# [Required work]
Transcribe the material exactly. Images do not belong in the copy.

<<<<

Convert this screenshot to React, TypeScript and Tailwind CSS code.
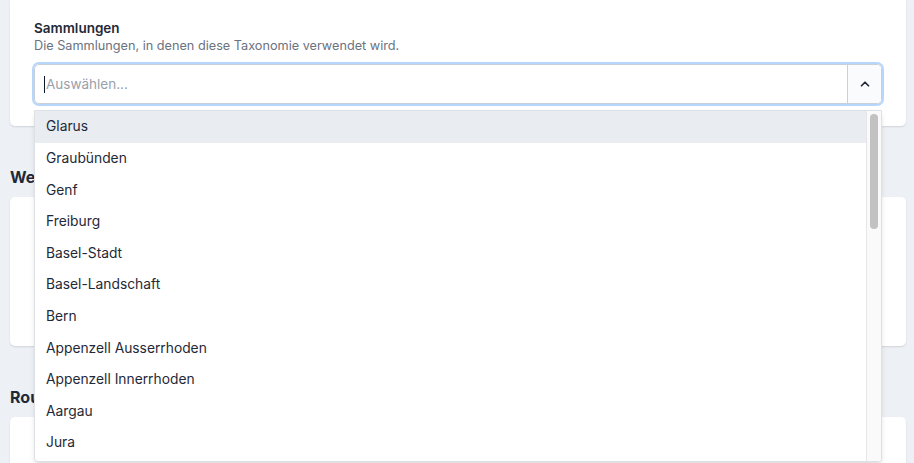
import { ChevronUp } from "lucide-react";

const cantons = [
    "Glarus",
    "Graubünden",
    "Genf",
    "Freiburg",
    "Basel-Stadt",
    "Basel-Landschaft",
    "Bern",
    "Appenzell Ausserrhoden",
    "Appenzell Innerrhoden",
    "Aargau",
    "Jura",
    "Luzern",
    "Neuenburg",
    "Nidwalden",
    "Obwalden",
    "St. Gallen",
    "Schaffhausen",
    "Solothurn",
    "Schwyz",
    "Thurgau",
    "Tessin",
    "Uri",
    "Waadt",
    "Wallis",
    "Zug",
    "Zürich",
];

const CollectionSelect = () => {
    return (
        <div className="relative">
            <div className="flex h-[40px] rounded-[5px] border border-[#c9d0d9] ring-2 ring-[#b6d6fb]">
                <div className="flex flex-1 items-center pl-[9px]">
                    <span className="mr-px h-[17px] w-px bg-[#111827]" />
                    <span className="text-[13.5px] text-[#9aa1ab]">Auswählen...</span>
                </div>
                <button className="flex w-[34px] items-center justify-center rounded-r-[4px] border-l border-[#c9d0d9] bg-[#fafbfc]">
                    <ChevronUp className="h-[14px] w-[14px] text-[#1f2937]" strokeWidth={3} />
                </button>
            </div>
            <div className="absolute left-0 right-0 top-[46px] z-10 flex h-[352px] overflow-hidden rounded-b-[4px] border border-[#dde1e6] bg-white shadow-md">
                <ul className="flex-1">
                    {cantons.map((name, i) => (
                        <li
                            key={name}
                            className={`flex h-[31.6px] items-center pl-[11px] text-[13.8px] text-[#1f2937] ${
                                i === 0 ? "bg-[#e9edf2]" : ""
                            }`}
                        >
                            {name}
                        </li>
                    ))}
                </ul>
                <div className="w-[15px] border-l border-[#e6e6e6] bg-[#fafafa] pl-[3px] pt-[3px]">
                    <div className="h-[115px] w-[8px] rounded-full bg-[#c2c2c2]" />
                </div>
            </div>
        </div>
    );
};

export default function App() {
    return (
        <div
            className="h-[463px] overflow-hidden bg-[#edf0f4] pl-[10px] pr-[8px]"
            style={{ fontFamily: "Inter, 'Noto Sans', sans-serif" }}
        >
            <div className="rounded-b-[5px] bg-white px-6 pb-[22px] pt-[18px] shadow-[0_1px_2px_rgba(0,0,0,0.12)]">
                <div className="text-[13.5px] font-semibold leading-5 text-[#1f2937]">Sammlungen</div>
                <div className="mb-[10px] text-[12.7px] leading-4 text-[#6b7280]">
                    Die Sammlungen, in denen diese Taxonomie verwendet wird.
                </div>
                <CollectionSelect />
            </div>

            <h2 className="mt-[39px] mb-2 text-base font-bold leading-6 text-[#1f2937]">
                Weitere Einstellungen
            </h2>
            <div className="h-[149px] rounded-[5px] bg-white shadow-[0_1px_2px_rgba(0,0,0,0.12)]" />

            <h2 className="mt-[39px] mb-2 text-base font-bold leading-6 text-[#1f2937]">
                Routing
            </h2>
            <div className="h-[149px] rounded-[5px] bg-white shadow-[0_1px_2px_rgba(0,0,0,0.12)]" />
        </div>
    );
}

>>>>

# [The result]
Convert this screenshot to React, TypeScript and Tailwind CSS code.
import { ChevronUp } from "lucide-react";

const cantons = [
    "Glarus",
    "Graubünden",
    "Genf",
    "Freiburg",
    "Basel-Stadt",
    "Basel-Landschaft",
    "Bern",
    "Appenzell Ausserrhoden",
    "Appenzell Innerrhoden",
    "Aargau",
    "Jura",
    "Luzern",
    "Neuenburg",
    "Nidwalden",
    "Obwalden",
    "St. Gallen",
    "Schaffhausen",
    "Solothurn",
    "Schwyz",
    "Thurgau",
    "Tessin",
    "Uri",
    "Waadt",
    "Wallis",
    "Zug",
    "Zürich",
];

const CollectionSelect = () => {
    return (
        <div className="relative">
            <div className="flex h-[40px] rounded-[5px] border border-[#c9d0d9] ring-2 ring-[#b6d6fb]">
                <div className="flex flex-1 items-center pl-[9px]">
                    <span className="mr-px h-[17px] w-px bg-[#111827]" />
                    <span className="text-[13.5px] text-[#9aa1ab]">Auswählen...</span>
                </div>
                <button className="flex w-[34px] items-center justify-center rounded-r-[4px] border-l border-[#c9d0d9] bg-[#fafbfc]">
                    <ChevronUp className="h-[14px] w-[14px] text-[#1f2937]" strokeWidth={3} />
                </button>
            </div>
            <div className="absolute left-0 right-0 top-[46px] z-10 flex h-[352px] overflow-hidden rounded-b-[4px] border border-[#dde1e6] bg-white shadow-md">
                <ul className="flex-1">
                    {cantons.map((name, i) => (
                        <li
                            key={name}
                            className={`flex h-[31.6px] items-center pl-[11px] text-[13.8px] text-[#1f2937] ${
                                i === 0 ? "bg-[#e9edf2]" : ""
                            }`}
                        >
                            {name}
                        </li>
                    ))}
                </ul>
                <div className="w-[15px] border-l border-[#e6e6e6] bg-[#fafafa] pl-[3px] pt-[3px]">
                    <div className="h-[115px] w-[8px] rounded-full bg-[#c2c2c2]" />
                </div>
            </div>
        </div>
    );
};

export default function App() {
    return (
        <div
            className="h-[463px] overflow-hidden bg-[#edf0f4] pl-[10px] pr-[8px]"
            style={{ fontFamily: "Inter, 'Noto Sans', sans-serif" }}
        >
            <div className="rounded-b-[5px] bg-white px-6 pb-[22px] pt-[18px] shadow-[0_1px_2px_rgba(0,0,0,0.12)]">
                <div className="text-[13.5px] font-semibold leading-5 text-[#1f2937]">Sammlungen</div>
                <div className="mb-[10px] text-[12.7px] leading-4 text-[#6b7280]">
                    Die Sammlungen, in denen diese Taxonomie verwendet wird.
                </div>
                <CollectionSelect />
            </div>

            <h2 className="mt-[39px] mb-2 text-base font-bold leading-6 text-[#1f2937]">
                Weitere Einstellungen
            </h2>
            <div className="h-[149px] rounded-[5px] bg-white shadow-[0_1px_2px_rgba(0,0,0,0.12)]" />

            <h2 className="mt-[39px] mb-2 text-base font-bold leading-6 text-[#1f2937]">
                Routing
            </h2>
            <div className="h-[149px] rounded-[5px] bg-white shadow-[0_1px_2px_rgba(0,0,0,0.12)]" />
        </div>
    );
}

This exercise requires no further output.